Logical corruption failures only occur during runtime.

Physical corruption refers to data that is physically damaged. For example, a database page contains nothing but zeroes (which is usually prohibited – a header and other metadata are typically required for every database page).

Physical corruption can be easily detected by running tools such as db2dart or the INSPECT command.

A frequent symptom of physical corruption is page verification errors (CBIT or checksum problems), reported in db2diag.log while reading the page from the disk.

The root cause of physical corruption varies. Common areas of interest include: database bugs (though almost never for CBIT or checksum problems), file system bugs, operating system issues or hardware problems.

The root cause of logical corruption is often a database problem.

Logical corruption read errors

For logical read errors, consumers of buffer pool pages perform validation on various internal structures that are stored in the page. If the page is found to be invalid, Db2 will attempt to tolerate the error after dumping diagnostic data.

If the page is not modified yet, it will be marked bad. In this case the page in unloaded from the buffer pool and, if required, reloaded again.

This feature can be disabled through the DB2RESILIENCE registry variable. Default: ON.

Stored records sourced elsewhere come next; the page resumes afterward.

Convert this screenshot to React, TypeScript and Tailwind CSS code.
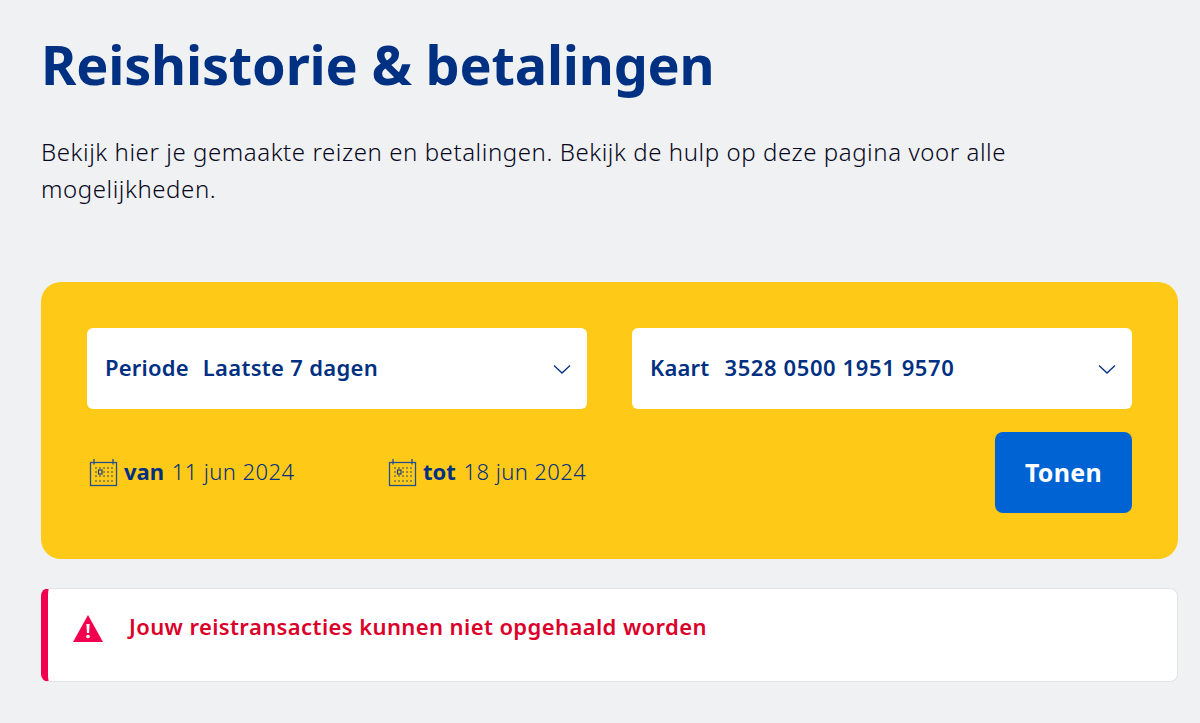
const font = "font-['Noto_Sans',sans-serif]";

const CalendarIcon = () => (
  <svg width="29" height="29" viewBox="0 0 29 29" className="-mt-[1px] shrink-0" fill="none">
    <rect x="1.5" y="4.5" width="26" height="23" stroke="#24508f" strokeWidth="1.3" />
    <path d="M5 1v5.5M24 1v5.5" stroke="#24508f" strokeWidth="1.3" />
    <g fill="#4a5560">
      {[7, 11, 15, 19, 23].flatMap((x) =>
        [10, 14, 18, 23].map((y) => <rect key={`${x}-${y}`} x={x - 0.75} y={y - 0.75} width="1.5" height="1.5" />),
      )}
    </g>
    <rect x="9.5" y="12" width="3.5" height="4" fill="#ffc917" stroke="#1c3f80" strokeWidth="1.2" />
  </svg>
);

const Chevron = () => (
  <svg width="18" height="10" viewBox="0 0 18 10" fill="none" className="shrink-0">
    <path d="M1 1.5l8 7.5 8-7.5" stroke="#003082" strokeWidth="1.3" />
  </svg>
);

const Select = ({ label, value, valueClass }: { label: string; value: string; valueClass: string }) => (
  <div className="flex h-[81px] flex-1 items-center justify-between rounded-md bg-white pl-[18px] pr-[16px] text-[22px] font-semibold tracking-[0.2px] text-[#003082]">
    <span className="-mt-[2px]">
      {label}
      <span className={valueClass}>{value}</span>
    </span>
    <Chevron />
  </div>
);

const DateField = ({ label, value }: { label: string; value: string }) => (
  <div className="flex items-center gap-[6px] text-[22px] text-[#003082]">
    <CalendarIcon />
    <span className="-mt-[2px]">
      <span className="font-bold">{label}</span> <span className="ml-[2px] font-light tracking-[0.4px]">{value}</span>
    </span>
  </div>
);

export default function App() {
  return (
    <div className={`${font} h-[723px] overflow-hidden bg-[#f0f1f3] pl-[41px] pr-[22px]`}>
      <h1 className="pt-[24px] text-[54px] font-bold leading-[80px] tracking-[-0.2px] text-[#003082]">Reishistorie &amp; betalingen</h1>
      <p className="mt-[29px] h-[149px] max-w-[1000px] text-[24px] font-light leading-[37px] tracking-[0.57px] text-[#070721]">
        Bekijk hier je gemaakte reizen en betalingen. Bekijk de hulp op deze pagina voor alle mogelijkheden.
      </p>

      <div className="h-[277px] rounded-[20px] bg-[#ffc917] px-[46px] pt-[46px]">
        <div className="flex gap-[45px]">
          <Select label="Periode" value="Laatste 7 dagen" valueClass="ml-[14px] tracking-[0.3px]" />
          <Select label="Kaart" value="3528 0500 1951 9570" valueClass="ml-[15px] tracking-[0.6px]" />
        </div>
        <div className="mt-[23px] flex items-center">
          <div className="flex w-[301px] pl-[2px]">
            <DateField label="van" value="11 jun 2024" />
          </div>
          <DateField label="tot" value="18 jun 2024" />
          <button className="ml-auto h-[81px] w-[137px] rounded-lg bg-[#0063d3] text-[25px] font-bold tracking-[0.3px] text-white">Tonen</button>
        </div>
      </div>

      <div className="mt-[29px] flex h-[94px] rounded-lg border border-[#e2e3e6] border-l-[7px] border-l-[#f0004f] bg-white pl-[25px] pt-[22px]">
        <svg width="30" height="27" viewBox="0 0 30 27" className="mt-[4px] shrink-0">
          <path d="M15 0L30 27H0z" fill="#f0004f" />
          <path d="M13.4 9h3.2l-.5 9h-2.2z" fill="#fff" />
          <circle cx="15" cy="21.5" r="1.8" fill="#fff" />
        </svg>
        <span className="ml-[26px] -mt-[2px] text-[22px] font-semibold leading-[34px] tracking-[0.4px] text-[#db0029]">
          Jouw reistransacties kunnen niet opgehaald worden
        </span>
      </div>
    </div>
  );
}
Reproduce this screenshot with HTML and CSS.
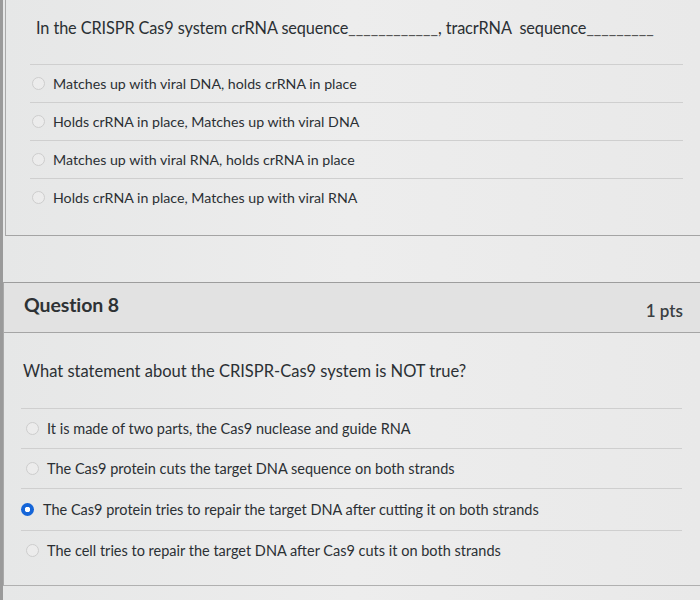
FILE: index.html
```html
<!DOCTYPE html>
<html>
<head>
<meta charset="utf-8">
<link rel="stylesheet" href="styles.css">
</head>
<body>
<div class="screen">
  <section class="panel panel-top">
    <p class="qtext q1">In the CRISPR Cas9 system crRNA sequence<span class="blank">____________</span>, tracrRNA&nbsp; sequence<span class="blank">_________</span></p>
    <ul class="answers a1">
      <li><span class="radio"></span>Matches up with viral DNA, holds crRNA in place</li>
      <li><span class="radio"></span>Holds crRNA in place, Matches up with viral DNA</li>
      <li><span class="radio"></span>Matches up with viral RNA, holds crRNA in place</li>
      <li><span class="radio"></span>Holds crRNA in place, Matches up with viral RNA</li>
    </ul>
  </section>
  <section class="panel panel-q8">
    <header class="qhead">
      <h2>Question 8</h2>
      <span class="pts">1 pts</span>
    </header>
    <p class="qtext q2">What statement about the CRISPR-Cas9 system is NOT true?</p>
    <ul class="answers a2">
      <li><span class="radio"></span>It is made of two parts, the Cas9 nuclease and guide RNA</li>
      <li><span class="radio"></span>The Cas9 protein cuts the target DNA sequence on both strands</li>
      <li class="sel"><span class="radio checked"></span>The Cas9 protein tries to repair the target DNA after cutting it on both strands</li>
      <li><span class="radio"></span>The cell tries to repair the target DNA after Cas9 cuts it on both strands</li>
    </ul>
  </section>
</div>
</body>
</html>
```
FILE: styles.css
```css
html, body {
  margin: 0;
  padding: 0;
}
body {
  width: 700px;
  height: 600px;
  overflow: hidden;
  background: #e9e9e9;
  font-family: Lato, "Open Sans", sans-serif;
  color: #2b3034;
}
.screen {
  height: 600px;
  border-left: 3px solid #9a9a9a;
  background: linear-gradient(90deg, #e6e7e7 0%, #ededed 50%, #e9e9e9 100%);
}
.panel {
  margin-left: 2px;
  border-left: 1px solid #a9a9a9;
}
.panel-top {
  height: 235px;
  border-bottom: 1px solid #a4a4a4;
}
.qtext {
  margin: 0;
}
.q1 {
  padding: 17px 0 0 30px;
  height: 47px;
  box-sizing: border-box;
  font-size: 16.3px;
  line-height: 22px;
  letter-spacing: -0.1px;
}
.blank {
  letter-spacing: 0;
  color: #555;
}
.answers {
  list-style: none;
  margin: 0;
  padding: 0;
}
.answers li {
  display: flex;
  align-items: center;
  border-top: 1px solid #cfcfcf;
  box-sizing: border-box;
}
.a1 {
  margin: 17px 17px 0 24px;
}
.a1 li {
  height: 38px;
  padding-left: 2px;
  font-size: 14.2px;
  gap: 8px;
}
.radio {
  width: 11px;
  height: 11px;
  border-radius: 50%;
  border: 1px solid #cdcdcd;
  background: #ececec;
  flex: none;
}
.radio.checked {
  width: 13px;
  height: 13px;
  border: none;
  background: radial-gradient(circle, #ffffff 0 2.5px, #1565d8 3px);
  margin-left: -5px;
  margin-right: 1px;
}
.panel-q8 {
  margin-top: 46px;
  margin-left: 0;
  border-top: 1px solid #9d9d9d;
  border-bottom: 1px solid #b0b0b0;
  height: 302px;
}
.qhead {
  display: flex;
  justify-content: space-between;
  align-items: center;
  height: 50px;
  padding: 0 17px 6px 20px;
  box-sizing: border-box;
  background: #e2e2e2;
  border-bottom: 1px solid #a5a5a5;
}
.qhead h2 {
  margin: 0;
  font-size: 19.5px;
  font-weight: 700;
  color: #2e3235;
  letter-spacing: -0.1px;
}
.pts {
  font-size: 17px;
  font-weight: 600;
  color: #3a3f43;
  padding-top: 12px;
}
.q2 {
  padding: 27px 0 0 19px;
  height: 75px;
  box-sizing: border-box;
  font-size: 16.5px;
  line-height: 22px;
}
.a2 {
  margin: 0 18px 0 17px;
}
.a2 li {
  height: 40px;
  padding-left: 5px;
  font-size: 14.5px;
  gap: 8px;
}
.a2 li.sel {
  height: 42px;
}
```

Upon detecting a bad page in memory, Db2 will:

  1. Create the usual FODC package (call stacks, etc...).
  2. Terminate the application with SQL1656. The current operation fails, but the application can continue to use the same connection.
  3. Log ADM6007E (admin log; different from the physical read error ADM code) with the page details.
  4. In order to prevent diagnostic log flooding, limit logging of the same error.
  5. Keep the database accessible.

Physical corruption read errors

When Db2 loads a page from the disk to the buffer pool, the page is validated. If the page is found to be invalid, Db2 will attempt to tolerate the error after dumping diagnostic data. The data from the invalid page is not consumed and no harm has been caused yet, so no reason to mark the database bad.

This feature can be disabled by the DB2RESILIENCE registry variable. Default: ON.

Upon detecting a physical read toleration error, Db2 will:
  1. Create the usual FODC package (call stacks, etc...).
  2. Terminate the application with SQL1655. The current operation fails, but the application can continue to use the same connection.
  3. Log ADM6006E (admin log) with the page details.
  4. In order to prevent diagnostic log flooding, limit logging of the same error.
  5. Keep the database accessible.